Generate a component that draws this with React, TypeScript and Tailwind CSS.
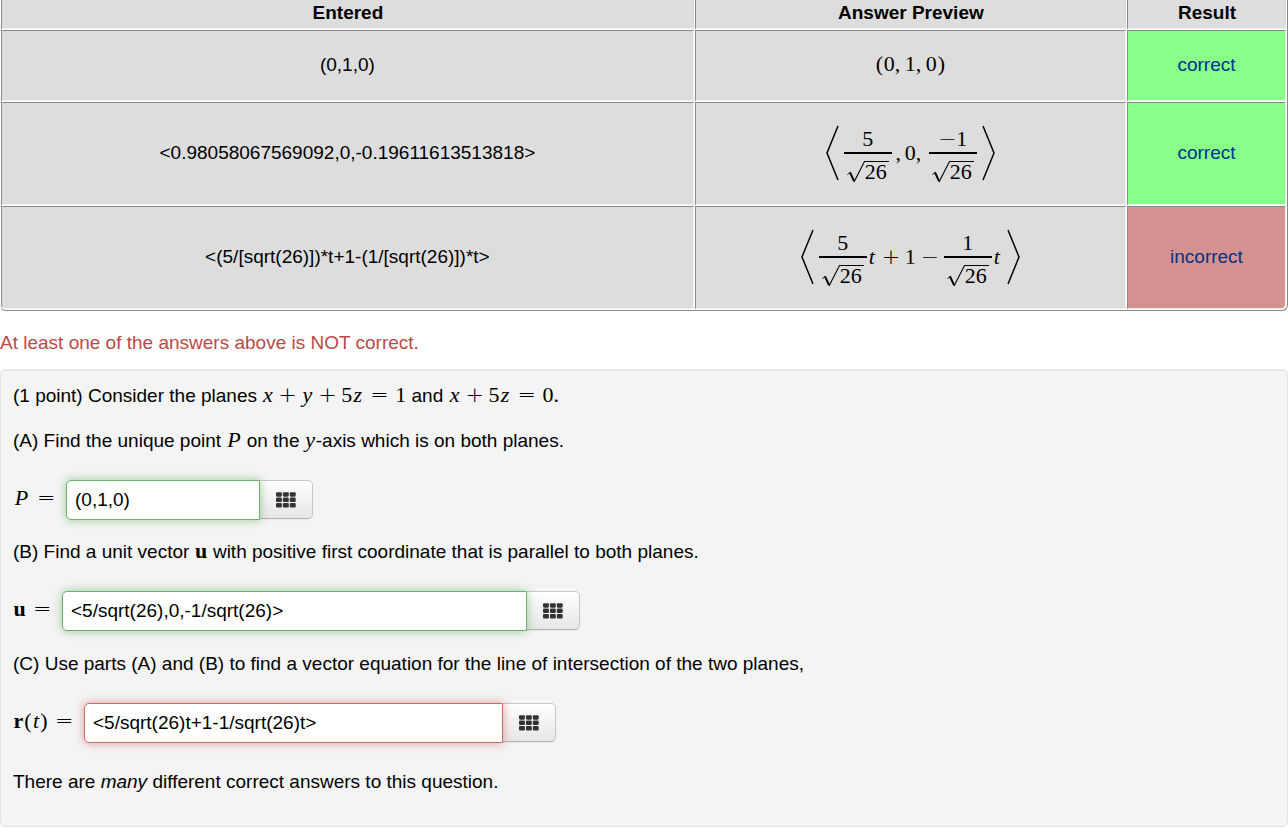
import type { ReactNode } from "react";

function Sym({ children, wide = "w-[11px]", style = "" }: { children: ReactNode; wide?: string; style?: string }) {
  return <span className={`inline-block text-center ${wide} ${style}`}>{children}</span>;
}

const operator = "inline-block w-[18px] text-center font-['DejaVu_Sans',sans-serif] font-extralight leading-[22px]";

function Plus({ children = "+" }: { children?: ReactNode }) {
  return <span className={`mx-[5px] ${operator}`}>{children}</span>;
}

function Equals() {
  return <span className={`mx-[7px] ${operator}`}>=</span>;
}

function MathText({ children }: { children: ReactNode }) {
  return (
    <span className="inline-block whitespace-nowrap font-['Liberation_Serif',serif] text-[22px] leading-[22px]">
      {children}
    </span>
  );
}

function Root({ children }: { children: ReactNode }) {
  return (
    <span className="flex">
      <svg className="h-[24px] w-[18px]" viewBox="0 0 18 24" fill="none" stroke="black">
        <path d="M0.5 14.5 L3.4 12.3" strokeWidth="1" />
        <path d="M3 12.3 L7 21" strokeWidth="2" />
        <path d="M7 22 L17.5 1.5 H18" strokeWidth="1.1" />
      </svg>
      <span className="mt-px h-[22px] border-t border-black pr-[2px] leading-[20px]">{children}</span>
    </span>
  );
}

function Fraction({ top, children }: { top: ReactNode; children: ReactNode }) {
  return (
    <span className="flex w-[48px] flex-col items-center pt-1">
      <span className="flex h-[26px] items-center leading-[22px]">{top}</span>
      <span className="h-[2px] w-full bg-black" />
      <span className="mt-[6px] flex h-[24px]">{children}</span>
    </span>
  );
}

function Angle({ right = false }: { right?: boolean }) {
  return (
    <svg className="h-[56px] w-[13px] shrink-0" viewBox="0 0 13 56" fill="none" stroke="black" strokeWidth="1.5">
      <path d={right ? "M1 1 L12 28 L1 55" : "M12 1 L1 28 L12 55"} />
    </svg>
  );
}

function Vector({ children }: { children: ReactNode }) {
  return (
    <span className="flex items-center justify-center font-['Liberation_Serif',serif] text-[22px] leading-[22px]">
      <Angle />
      <span className="mx-[5px] flex items-center">{children}</span>
      <Angle right />
    </span>
  );
}

const cell =
  "border border-t-[#888] border-l-[#888] border-r-[#eee] border-b-[#eee] p-0 pb-[2px] text-center align-middle";

const heading = "border-b border-l border-b-[#eee] border-l-[#888] p-0 pb-[2px]";

function Row({ entered, preview, ok, tall, last }: { entered: string; preview: ReactNode; ok: boolean; tall?: boolean; last?: boolean }) {
  return (
    <tr className={tall ? "h-[103px]" : "h-[71px]"}>
      <td className={`${cell} bg-[#ddd] ${last ? "rounded-bl-[5px]" : ""}`}>{entered}</td>
      <td className={`${cell} bg-[#ddd]`}>{preview}</td>
      <td className={`${cell} ${ok ? "bg-[#8f8]" : "bg-[#d69191]"} ${last ? "rounded-br-[5px]" : ""}`}>
        <a href="#answers" className="text-[#038]">{ok ? "correct" : "incorrect"}</a>
      </td>
    </tr>
  );
}

function GridIcon() {
  const steps = [0, 1, 2];
  return (
    <svg className="h-[16px] w-[20px]" viewBox="0 0 20 16" fill="#333">
      {steps.map((r) =>
        steps.map((c) => <rect key={`${r}${c}`} x={c * 6.9} y={r * 5.4 + 0.2} width="5.9" height="4.5" rx="1.1" />)
      )}
    </svg>
  );
}

function Answer({ id, label, value, width, wrong }: { id: string; label: ReactNode; value: string; width: string; wrong?: boolean }) {
  return (
    <div className="flex h-[40px] items-start">
      <label htmlFor={id} className="mt-[5px] mr-1 shrink-0">
        <MathText>{label}</MathText>
      </label>
      <input
        id={id}
        type="text"
        defaultValue={value}
        className={`relative h-[40px] min-w-0 rounded-l-[5px] border bg-white px-2 outline-none ${width} ${
          wrong
            ? "border-[#d06868] shadow-[0_0_10px_rgba(208,90,90,0.6)]"
            : "border-[#6fae6f] shadow-[0_0_10px_rgba(90,170,90,0.6)]"
        }`}
      />
      <button
        type="button"
        aria-label="Open equation editor"
        className="flex h-[39px] w-[53px] shrink-0 items-center justify-center rounded-r-[5px] border border-l-0 border-[#c8c8c8] border-b-[#b3b3b3] bg-linear-to-b from-white to-[#e6e6e6] shadow-[0_1px_2px_rgba(0,0,0,0.05)]"
      >
        <GridIcon />
      </button>
    </div>
  );
}

export default function App() {
  return (
    <main className="overflow-x-hidden bg-white font-['Liberation_Sans',Arial,sans-serif] text-[19px] leading-[28px] text-black">
      <table className="-mt-px w-full table-fixed border-separate border-spacing-px rounded-b-[6px] border-r border-b border-[#888]">
        <colgroup>
          <col className="w-[54%]" />
          <col />
          <col className="w-[12.4%]" />
        </colgroup>
        <thead>
          <tr className="h-[29px] bg-[#ddd] leading-[24px]">
            <th className={heading}>Entered</th>
            <th className={heading}>Answer Preview</th>
            <th className={heading}>Result</th>
          </tr>
        </thead>
        <tbody>
          <Row
            entered="(0,1,0)"
            ok
            preview={
              <MathText>
                <Sym wide="w-[9px]">(</Sym>0<Sym wide="w-[10px]" style="text-left">,</Sym>1
                <Sym wide="w-[10px]" style="text-left">,</Sym>0<Sym wide="w-[9px]">)</Sym>
              </MathText>
            }
          />
          <Row
            entered="<0.98058067569092,0,-0.19611613513818>"
            ok
            tall
            preview={
              <Vector>
                <Fraction top="5"><Root>26</Root></Fraction>
                <Sym wide="w-[13px]">,</Sym>0<Sym wide="w-[13px]" style="text-left">,</Sym>
                <Fraction top={<><span className={operator}>−</span>1</>}><Root>26</Root></Fraction>
              </Vector>
            }
          />
          <Row
            entered="<(5/[sqrt(26)])*t+1-(1/[sqrt(26)])*t>"
            ok={false}
            tall
            last
            preview={
              <Vector>
                <Fraction top="5"><Root>26</Root></Fraction>
                <Sym wide="w-[10px]" style="italic">t</Sym>
                <Plus />1<Plus>−</Plus>
                <Fraction top="1"><Root>26</Root></Fraction>
                <Sym wide="w-[10px]" style="italic">t</Sym>
              </Vector>
            }
          />
        </tbody>
      </table>

      <p className="mt-[18px] text-[#b94a48]">At least one of the answers above is NOT correct.</p>

      <section className="mt-[12px] rounded-[5px] border border-[#e3e3e3] bg-[#f4f4f4] px-3 pt-[12px] pb-[30px] shadow-[inset_0_1px_1px_rgba(0,0,0,0.05)]">
        <p className="h-[28px]">
          (1 point) Consider the planes{" "}
          <MathText>
            <Sym style="italic">x</Sym>
            <Plus />
            <Sym wide="w-[12px]" style="italic">y</Sym>
            <Plus />5<Sym style="italic">z</Sym>
            <Equals />1
          </MathText>{" "}
          and{" "}
          <MathText>
            <Sym wide="w-[12px]" style="italic">x</Sym>
            <Plus />5<Sym style="italic">z</Sym>
            <Equals />0.
          </MathText>
        </p>
        <p className="mt-[17px] h-[28px]">
          (A) Find the unique point{" "}
          <MathText><Sym wide="w-[15px]" style="italic">P</Sym></MathText> on the{" "}
          <MathText><Sym style="italic">y</Sym></MathText>-axis which is on both planes.
        </p>
        <div className="mt-[25px]">
          <Answer
            id="point"
            value="(0,1,0)"
            width="w-[194px]"
            label={<><Sym wide="w-[17px]" style="italic">P</Sym><Equals /></>}
          />
        </div>
        <p className="mt-[18px] h-[28px]">
          (B) Find a unit vector{" "}
          <MathText><Sym wide="w-[13px]" style="font-bold">u</Sym></MathText> with positive first coordinate that is
          parallel to both planes.
        </p>
        <div className="mt-[25px]">
          <Answer
            id="direction"
            value="<5/sqrt(26),0,-1/sqrt(26)>"
            width="w-[465px]"
            label={<><Sym wide="w-[13px]" style="font-bold">u</Sym><Equals /></>}
          />
        </div>
        <p className="mt-[19px] h-[28px]">
          (C) Use parts (A) and (B) to find a vector equation for the line of intersection of the two planes,
        </p>
        <div className="mt-[25px]">
          <Answer
            id="line"
            value="<5/sqrt(26)t+1-1/sqrt(26)t>"
            width="w-[419px]"
            wrong
            label={
              <>
                <Sym style="font-bold">r</Sym>
                <Sym wide="w-[8px]">(</Sym>
                <Sym wide="w-[8px]" style="italic">t</Sym>
                <Sym wide="w-[8px]">)</Sym>
                <Equals />
              </>
            }
          />
        </div>
        <p className="mt-[25px]">
          There are <em>many</em> different correct answers to this question.
        </p>
      </section>
    </main>
  );
}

» **To be done**:
Search the lines for the string "this" and copy every line that has it.

» **Output**:
Generate a component that draws this with React, TypeScript and Tailwind CSS.
          There are <em>many</em> different correct answers to this question.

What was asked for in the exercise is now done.